One-Minute Windows Performance Analysis
Optimizing server performance doesn’t have to take you hours. Just a one-minute quick check can ensure that your Windows server is running smoothly. Windows has several tools that help you review the status of your environment. These tools give you a quick overview and help you catch major issues before they become critical downtime for your application. With a quick server checkup and log analysis using a solution like Loggly, you can identify small anomalies that point to future critical issues.
You might wonder why you need a one-minute performance analysis. It can serve two main functions:
- To see how your Windows server is functioning and to detect any minor issues that could turn into bigger ones.
- To troubleshoot current performance issues.
Ideally, you would want to use these quick checkups to preemptively identify issues before they become critical.
In this post, we’re going to show you how to use aggregated event logs for quick root cause analysis.
Why Windows Task Manager Won’t Help You Much
Windows Task Manager is a very basic way to perform a quick one-minute check on your local Windows server, but it doesn’t provide the necessary details that you need to pinpoint issues. It’s only useful when you’re dealing with a single server, not a production application.
In modern application environments, you’re typically dealing with many distributed servers in an enterprise web farm or cloud-based service. Logging into each server separately to view its Task Manager output is not an option: It would consume too much time, and it wouldn’t allow you to see the different outputs in context. It would also require every person on your team to have login credentials for every server, which not only adds management overhead but also might create security risks. Furthermore, autoscaling with services offered by Microsoft Azure and other cloud providers means that your virtual “servers” may have been terminated by the time you are ready to do your analysis. You need a way to capture, view, and analyze data in real time in a central location in order to find errors before your users find them. Task Manager can’t do this for you.
Using Your Log Data for One-Minute Performance Analysis
Aggregating all of your server logs with a solution like Loggly not only gives you a view of server performance (similar to Windows Task Manager but across all servers) but also can help you pinpoint errors much more effortlessly when you need a deeper analysis. Windows administrators know that sifting through multiple Event Viewer logs is tedious, but Loggly parses them for you.
First, go to your Loggly dashboard and take a look at the Syslog Error section.
Notice that we have 87 syslog errors. When we click the Syslog Errors link, we’re shown a more detailed list of errors in the Event logs.
From these errors, we can see that our phpBB MySQL table is full. (We happened to have a phpBB application running on our demonstration server, but this same analysis applies to more advanced solutions such as IIS, SQL Server, or .NET applications.)
The full table would definitely cause a problem with application performance. If we tie in these times with poor performance, we can identify the issue without spending hours searching through Event Viewer logs in the Windows interface.
You can click on one of these errors to see parsed information. There is also a button to see surrounding events if the system has several different errors that point to the same issues. It’s pretty quick to pinpoint exactly when these errors occurred and link them to slow performance times on the server.

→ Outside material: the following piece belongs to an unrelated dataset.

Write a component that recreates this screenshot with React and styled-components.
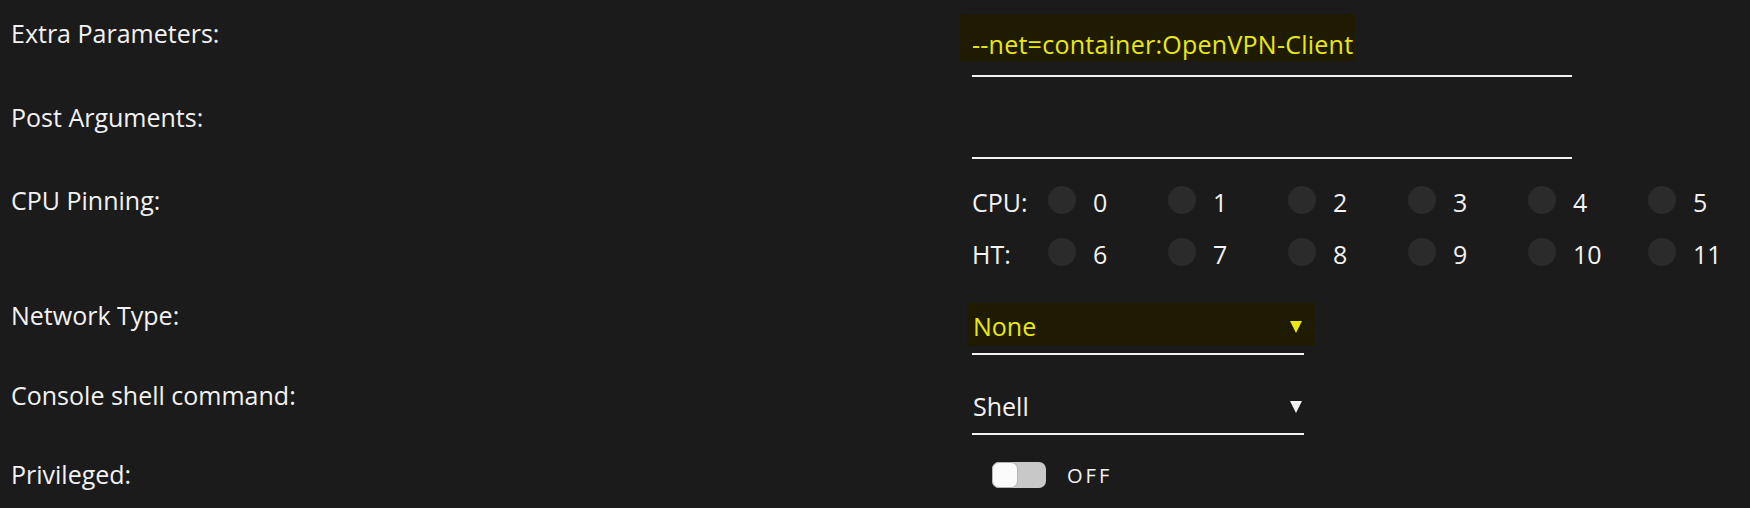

In the image above, the Windows event is shown in JSON. Expand it and you can view all information that you would normally view in Task Manager. Instead of flipping through several pages and watching Task Manager for hours, you can monitor Loggly logs for any suspicious resource spikes and set alerts so that you’re proactively notified via email, PagerDuty, HipChat, or Slack.
In addition, you have direct access to application errors that could be affecting performance. You can also run analytics and filters on your logs to drill down directly to your problem. This makes Loggly a far more useful resource when an administrator needs to better understand resource issues. You must be able to detect issues such as poorly written code instead of throwing more resources at the problem.
For instance, suppose that your server resources spike every day at noon for no apparent reason. Using Loggly, you recognize that your .NET application runs several queries that return data to a specific report. Using this information, you could then research server resource allocation while running these queries. Loggly could help you find exactly what query and application causes the server crash each day at noon, reducing the amount of time it takes to determine the root cause for your server crashes.
Summary: What to Do Next
The quick checks that we have described in this blog post can stop critical crashes before they happen. A one-minute performance analysis on a production application running on multiple servers (whether in a server farm, in the cloud, or even on elastic virtual servers) is much more efficient with a centralized log management solution.
You can even set up alerts that essentially run these checks for you and let you know when you need to take action. Combine alerts with Loggly analytics, and you can shave hours off of investigations into resource issues on your server.
In the first section’s example, we needed to empty the session table for phpBB before the application fails, but you can use this quick performance check for any application. Using Loggly, you can better identify root cause issues into any major (even minor) server performance issue. Loggly’s complementary performance check on your Windows servers saves you hours of research and analysis. Just a few minutes a day are all you need to find resource issues with your servers that could turn into critical events.
Use Windows Task Manager when you just want a quick review of a single server’s performance and use a log management solution like Loggly to perform a full, cohesive analysis on critical performance issues across all your distributed systems and your whole environment.